9. Resample a chaos pass for the best fills
Once the arrangement feels close, route your percussion group to a new audio track and record a 1- or 2-bar pass while you tweak automation in real time. This is one of the best intermediate Ableton moves for DnB because it turns performance into material.
After resampling:
- chop out the best 1/4 or 1/2 bar fill,
- reverse a hit,
- duplicate a tiny vocal chop,
- or layer the rendered fill quietly under the original for extra density.
A resampled fill can be:
- pitched down slightly for menace,
- filtered to make a transition,
- or used as a one-shot transition before the next drop.
This is especially effective in ragga-infused chaos, where the rhythmic personality often comes from imperfect, slightly overdriven moments rather than pristine sequencing.
Common Mistakes
- Fix: mute layers one by one and keep only the percussion that adds motion or response.
- Fix: keep low percussion and important accents narrower; use width sparingly on shakers and atmospheres only.
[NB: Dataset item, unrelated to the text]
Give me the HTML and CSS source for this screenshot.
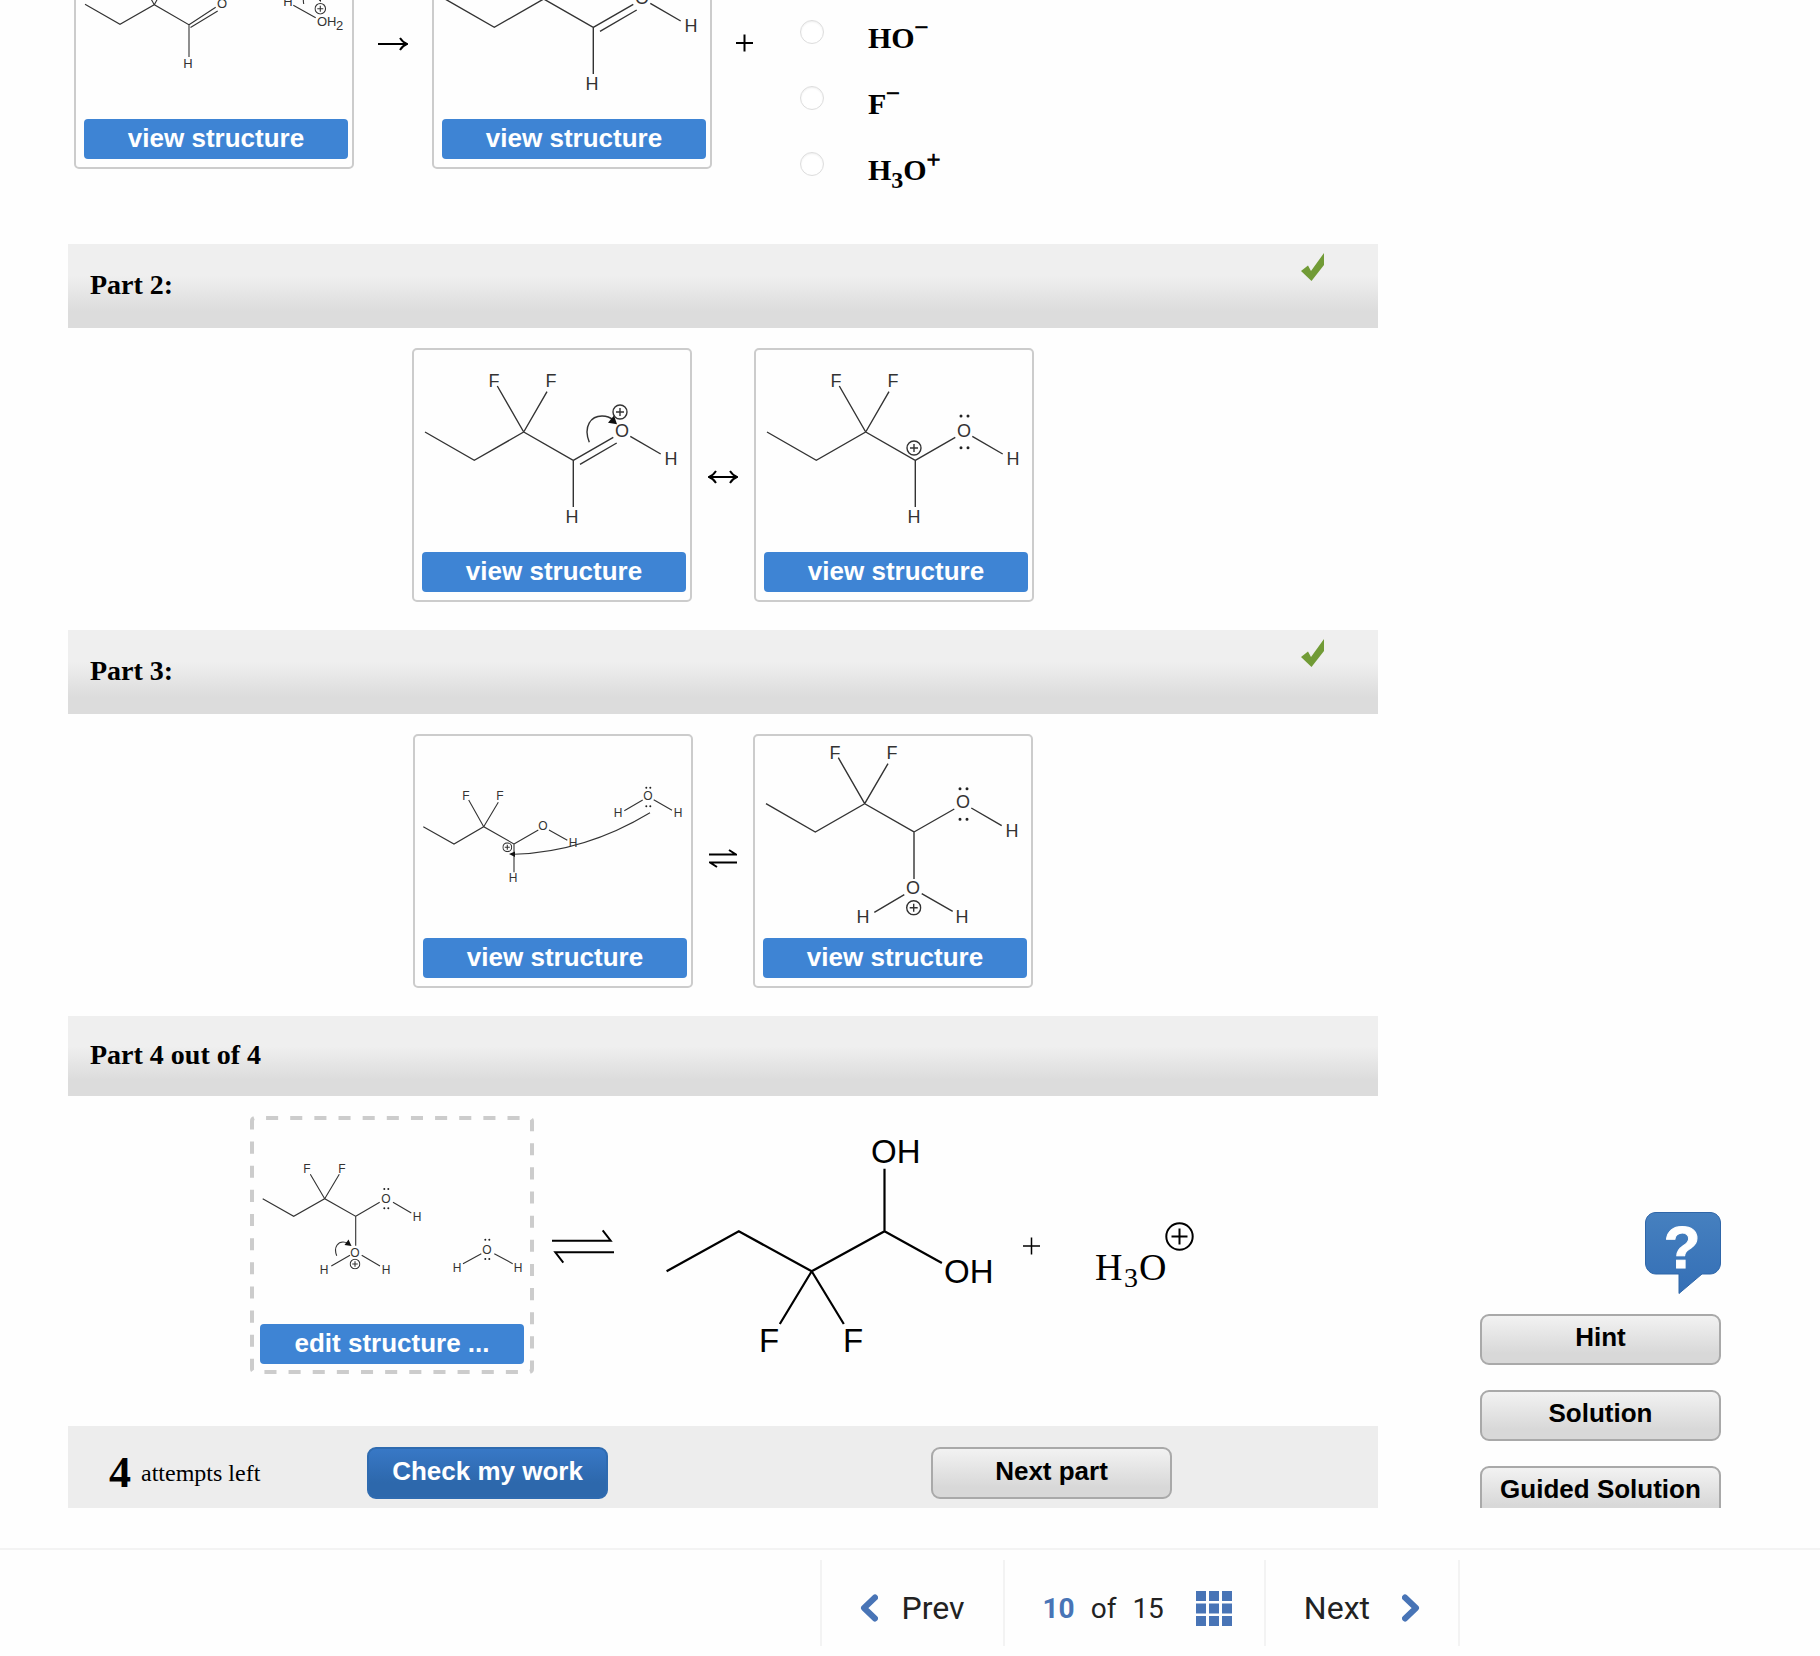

- Fix: make at least one change every 2 bars — a removed hit, a fill, a filter move, or a new texture.
- Fix: reduce Drum Buss drive, back off compression attack, and preserve the snare’s front edge.
- Fix: place them as call-and-response after key drum hits, not on every available gap.
- Fix: high-pass atmospheres aggressively and automate them to duck during busy fills.
- Fix: check the percussion bus in mono and reduce width if the groove loses punch.
Pro Tips for Darker / Heavier DnB
Mini Practice Exercise
Spend 10–20 minutes building a percussion layer arrange lab from scratch:
1. Choose a 174 BPM project and load a basic kick/snare/break groove.
2. Add one top percussion lane with hats or shakers.
3. Add one ragga texture lane with 3–5 vocal or percussion one-shots.
4. Program an 8-bar phrase where at least one layer changes every 2 bars.
5. Automate one filter sweep, one reverb throw, and one small gain ride.
6. Resample the last bar and create a fill from it.
7. Check the whole section in mono and trim anything that clouds the snare or sub.
Goal: make a loop that feels like a real DnB arrangement section, not just a static percussion pattern.